Both party leaders made reasonably good parliamentary speeches on the Budget, but anything they said on the subject was overshadowed by the Prime Minister’s refusal to sack Home Affairs Minister Manuel Mallia over the shooting incident involving his driver.

Simon Busuttil was focused, hard-hitting and scored points against the government. However, he was better when talking about political responsibility and the behaviour of some of the government ministers than the actual government Budget measures, which are difficult to disapprove of.

When criticising certain aspects of the government’s economic performance, Busuttil was also somewhat vague on how a future Nationalist government would do things differently. The Leader of the Opposition was also unclear whether his party approved of the government’s tapering of benefits and the introduction of in-work benefits.

Busuttil did well in his criticism of the government’s failure to adhere to its power station deadline, which is proving to be increasingly embarrassing for Joseph Muscat’s administration. Furthermore, his notion that honesty and truth will be a central platform of the Nationalist Party’s agenda was also well received.

The Nationalist Party leader excelled in his criticism of various ministers’ behaviour, the fact that government backbench MPs were being given executive roles – and therefore benefitting from thousands of euros in additional salaries.

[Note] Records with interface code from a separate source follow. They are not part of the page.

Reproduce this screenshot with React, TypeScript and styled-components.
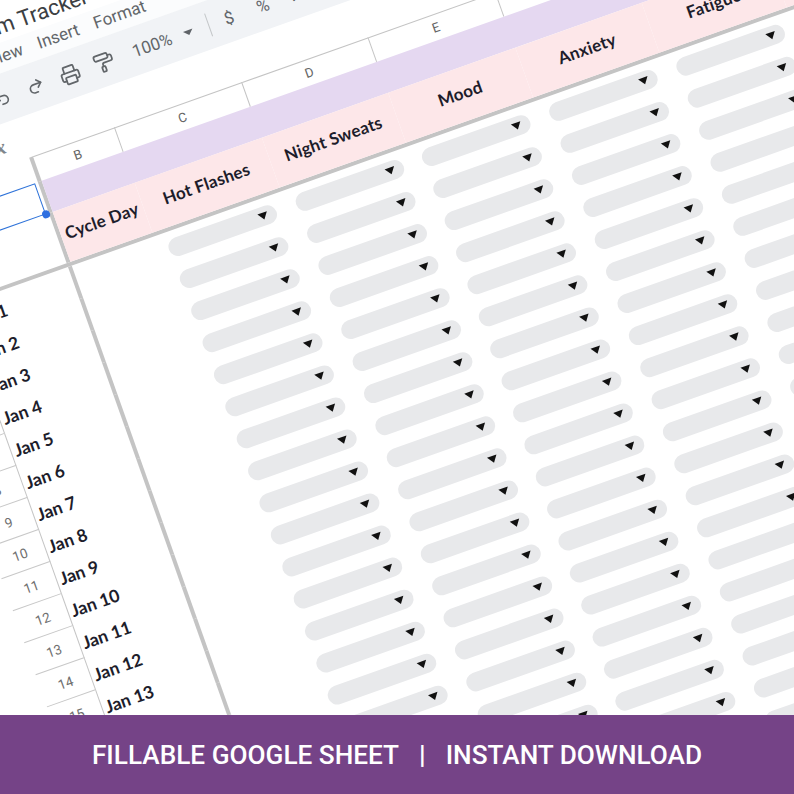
import React from 'react';
import styled, { createGlobalStyle, css } from 'styled-components';
import { Printer, PaintRoller, Redo2, Undo2 } from 'lucide-react';

const GlobalStyle = createGlobalStyle`
  html, body {
    margin: 0;
    padding: 0;
    background: #fff;
  }
`;

const Page = styled.div`
  width: 794px;
  height: 794px;
  display: flex;
  flex-direction: column;
  overflow: hidden;
  background: #fff;
`;

const Stage = styled.div`
  height: 715px;
  overflow: hidden;
  flex-shrink: 0;
`;

// the whole spreadsheet is tilted, the way the product mockup shows it
const Sheet = styled.div`
  width: 1130px;
  transform-origin: 0 0;
  transform: translate(-178.4px, 72.2px) rotate(-19.55deg);
  font-family: Roboto, "Liberation Sans", sans-serif;
`;

const TitleRow = styled.div`
  height: 32px;
  padding-left: 104px;
  display: flex;
  align-items: center;
  font-size: 22px;
  color: #3c4043;
`;

const MenuRow = styled.div`
  height: 29px;
  padding-left: 73px;
  padding-bottom: 3px;
  box-sizing: border-box;
  display: flex;
  align-items: center;
  gap: 16px;
  font-size: 17px;
  color: #62666a;
  background: #fbfcfd;
`;

const Toolbar = styled.div`
  height: 48px;
  padding-left: 143px;
  display: flex;
  align-items: center;
  background: #f1f3f6;
  color: #62666a;
`;

const ToolButton = styled.div`
  width: 36px;
  display: flex;
  justify-content: center;
`;

const ZoomValue = styled.span`
  margin-left: 13px;
  font-size: 17px;
`;

const ZoomCaret = styled.span`
  margin-left: 13px;
  border-left: 5px solid transparent;
  border-right: 5px solid transparent;
  border-top: 5px solid #5f6368;
`;

const ToolDivider = styled.span`
  margin-left: 16px;
  width: 1px;
  height: 24px;
  background: #c4c7c9;
`;

const ToolSymbol = styled.span`
  width: 36px;
  text-align: center;
  font-size: 17px;
`;

const FirstSymbol = styled(ToolSymbol)`
  margin-left: 3px;
`;

const FormulaBar = styled.div`
  height: 41px;
  padding-left: 131px;
  padding-top: 3px;
  box-sizing: border-box;
  display: flex;
  align-items: center;
  font-family: "Liberation Serif", serif;
  font-style: italic;
  font-size: 21px;
  font-weight: 700;
  color: #80868b;
`;

const gridColumns = css`
  display: grid;
  grid-template-columns: 52px 114.5px 4px 87.5px repeat(6, 134.6px);
`;

const LetterRow = styled.div`
  ${gridColumns}
  height: 26px;
`;

const Letter = styled.div`
  display: flex;
  align-items: center;
  justify-content: center;
  font-size: 13px;
  color: #666;
  border-top: 1px solid #c4c4c4;
  border-right: 1px solid #c4c4c4;
`;

const BandRow = styled.div`
  ${gridColumns}
  height: 33px;
`;

const SelectedCell = styled.div`
  position: relative;
  margin-right: 3px;
  border: 1.5px solid #2f73d9;
`;

const SelectionHandle = styled.span`
  position: absolute;
  right: -5px;
  bottom: -5px;
  width: 8px;
  height: 8px;
  border-radius: 50%;
  background: #2f6fe0;
`;

const PurpleBand = styled.div`
  grid-column: 4 / -1;
  background: #e5d8f1;
`;

const HeaderRow = styled.div`
  ${gridColumns}
  height: 53px;
  border-bottom: 4px solid #c4c4c4;
`;

const HeaderCell = styled.div`
  display: flex;
  align-items: center;
  justify-content: center;
  padding-bottom: 5px;
  background: #fde7e9;
  font-family: Lato, "Open Sans", sans-serif;
  font-weight: 700;
  font-size: 17px;
  letter-spacing: 0.2px;
  color: #1d1d2b;
  white-space: nowrap;
`;

const FrozenLine = styled.div`
  background: #c4c4c4;
`;

const BodyRow = styled.div`
  ${gridColumns}
  height: 34px;
`;

const RowNumber = styled.div`
  display: flex;
  align-items: center;
  justify-content: center;
  font-size: 13.5px;
  color: #6f6f6f;
  border-bottom: 1px solid #c8c8c8;
  border-right: 1px solid #c4c4c4;
`;

const DateCell = styled.div`
  display: flex;
  align-items: center;
  padding: 4px 0 0 3px;
  box-sizing: border-box;
  font-family: Lato, "Open Sans", sans-serif;
  font-weight: 700;
  font-size: 17.5px;
  color: #1d1d2b;
`;

const PillCell = styled.div`
  display: flex;
  align-items: center;
  justify-content: center;
`;

const Pill = styled.div`
  width: 114px;
  height: 19px;
  padding-right: 9px;
  box-sizing: border-box;
  border-radius: 10px;
  display: flex;
  align-items: center;
  justify-content: flex-end;
  background: #e8e9eb;
`;

const PillCaret = styled.span`
  border-left: 5.5px solid transparent;
  border-right: 5.5px solid transparent;
  border-top: 7px solid #111;
`;

const Banner = styled.div`
  flex: 1;
  display: flex;
  align-items: center;
  justify-content: center;
  gap: 20px;
  background: #754387;
  color: #fff;
  font-family: Roboto, "Liberation Sans", sans-serif;
  font-weight: 500;
  font-size: 26.2px;
  white-space: pre;
`;

const BannerDivider = styled.span`
  font-weight: 700;
`;

const menuItems = ['File', 'Edit', 'View', 'Insert', 'Format'];
const letters = ['B', 'C', 'D', 'E', 'F', 'G', 'H'];
const headers = ['Cycle Day', 'Hot Flashes', 'Night Sweats', 'Mood', 'Anxiety', 'Fatigue', ''];
const pillColumns = [0, 1, 2, 3, 4, 5];
const rows = Array.from({ length: 20 }, (_, i) => i + 3);

const App: React.FC = () => {
  return (
    <Page>
      <GlobalStyle />
      <Stage>
        <Sheet>
          <TitleRow>Symptom Tracker</TitleRow>
          <MenuRow>
            {menuItems.map((item) => (
              <span key={item}>{item}</span>
            ))}
          </MenuRow>
          <Toolbar>
            <ToolButton><Undo2 size={18} strokeWidth={2.2} /></ToolButton>
            <ToolButton><Redo2 size={18} strokeWidth={2.2} /></ToolButton>
            <ToolButton><Printer size={21} strokeWidth={2} /></ToolButton>
            <ToolButton><PaintRoller size={21} strokeWidth={2} /></ToolButton>
            <ZoomValue>100%</ZoomValue>
            <ZoomCaret />
            <ToolDivider />
            <FirstSymbol>$</FirstSymbol>
            <ToolSymbol>%</ToolSymbol>
            <ToolSymbol>.0</ToolSymbol>
          </Toolbar>
          <FormulaBar>fx</FormulaBar>
          <LetterRow>
            <div />
            <div />
            <FrozenLine />
            {letters.map((letter) => (
              <Letter key={letter}>{letter}</Letter>
            ))}
          </LetterRow>
          <BandRow>
            <div />
            <SelectedCell>
              <SelectionHandle />
            </SelectedCell>
            <FrozenLine />
            <PurpleBand />
          </BandRow>
          <HeaderRow>
            <div />
            <div />
            <FrozenLine />
            {headers.map((header, i) => (
              <HeaderCell key={i}>{header}</HeaderCell>
            ))}
          </HeaderRow>
          {rows.map((row) => (
            <BodyRow key={row}>
              <RowNumber>{row}</RowNumber>
              <DateCell>Jan {row - 2}</DateCell>
              <FrozenLine />
              <div />
              {pillColumns.map((col) => (
                <PillCell key={col}>
                  <Pill>
                    <PillCaret />
                  </Pill>
                </PillCell>
              ))}
            </BodyRow>
          ))}
        </Sheet>
      </Stage>
      <Banner>
        <span>FILLABLE GOOGLE SHEET</span>
        <BannerDivider>|</BannerDivider>
        <span>INSTANT DOWNLOAD</span>
      </Banner>
    </Page>
  );
};

export default App;
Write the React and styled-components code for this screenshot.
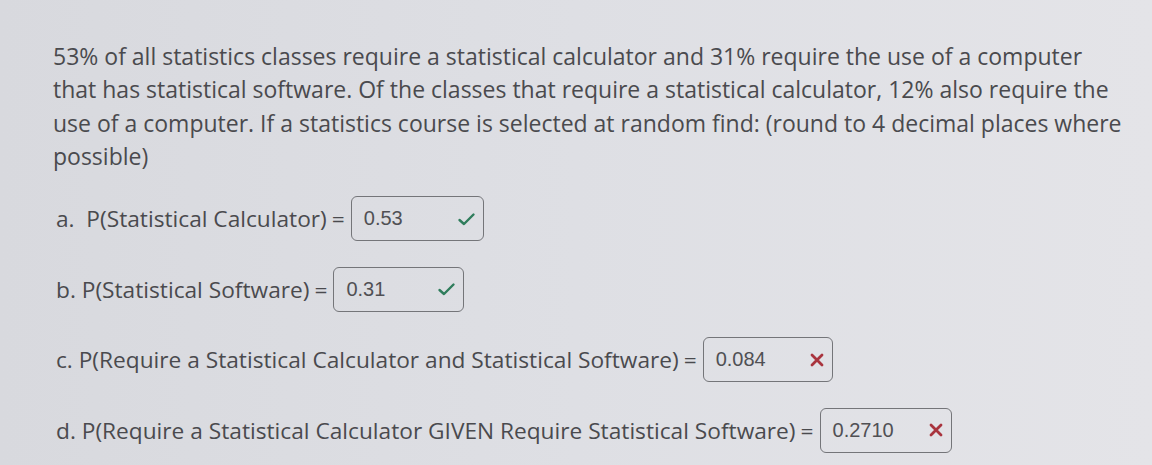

Muscat, on the other hand, put up a good defence of his government’s Budget and economic record, but chose to ignore many of the political accusations made by the Opposition leader. He talked extensively about issues that most people are concerned with, such as jobs, the cost of living and disposable income, and emphasised that many of the measures introduced in the Budget were aimed at encouraging people to go out and work.

Conscious of possible criticism from his party’s left wing, he defended the government’s clampdown on welfare cheats, explaining that such abuse harmed those who genuinely were in need of social assistance. Muscat also made it clear that his government wanted the entire country to benefit from a growing economy and not just top income earners.

The Prime Minister, however, chose not to reply to much of Busuttil’s criticism of his ministers’ behaviour.

He also defended his appointment of Labour MPs to executive roles by highlighting that his predecessor had appointed his own backbenchers as parliamentary assistants and made only a vague reference to the Mallia incident in which he simply criticised the Opposition for refusing to nominate a judge to head an inquiry.

This is simply not good enough from the Prime Minister. Nor is his insistence that he will wait for the inquiry he has commissioned before reaching any decisions over the issue. The Mallia affair is a political issue. Nothing more, nothing less. No enquiry is required to establish that his position – along with that of his assistant Silvio Scerri – has become untenable.

Indeed, if Mallia truly had regard for the government he forms part of, he would have taken the honourable way out himself. The fact that he has failed to do so says more about obstinacy than it does about integrity and accountability.

Every day that Muscat drags his feet on this issue is an extra day in which public confidence is eroded in the country’s forces of law and order .

It is the primary responsibility of a Prime Minister to ensure that this does not happen – whatever the personal political cost might be. The fact that he is allowing it to happen does not reflect well on him either.

He would do well to recall his words as Opposition leader when he was calling for a minister’s head: “The Prime Minister did not make the responsible choice and call a vote of confidence... to remove uncertainty in the country... the Prime Minister abdicated from his role to remove uncertainty... I shoulder my responsibilities... this is a government with a wait-and-see Prime Minister.”

We have is an institutional crisis on our hands. But, unfortunately, we also have a wait-and-see Prime Minister.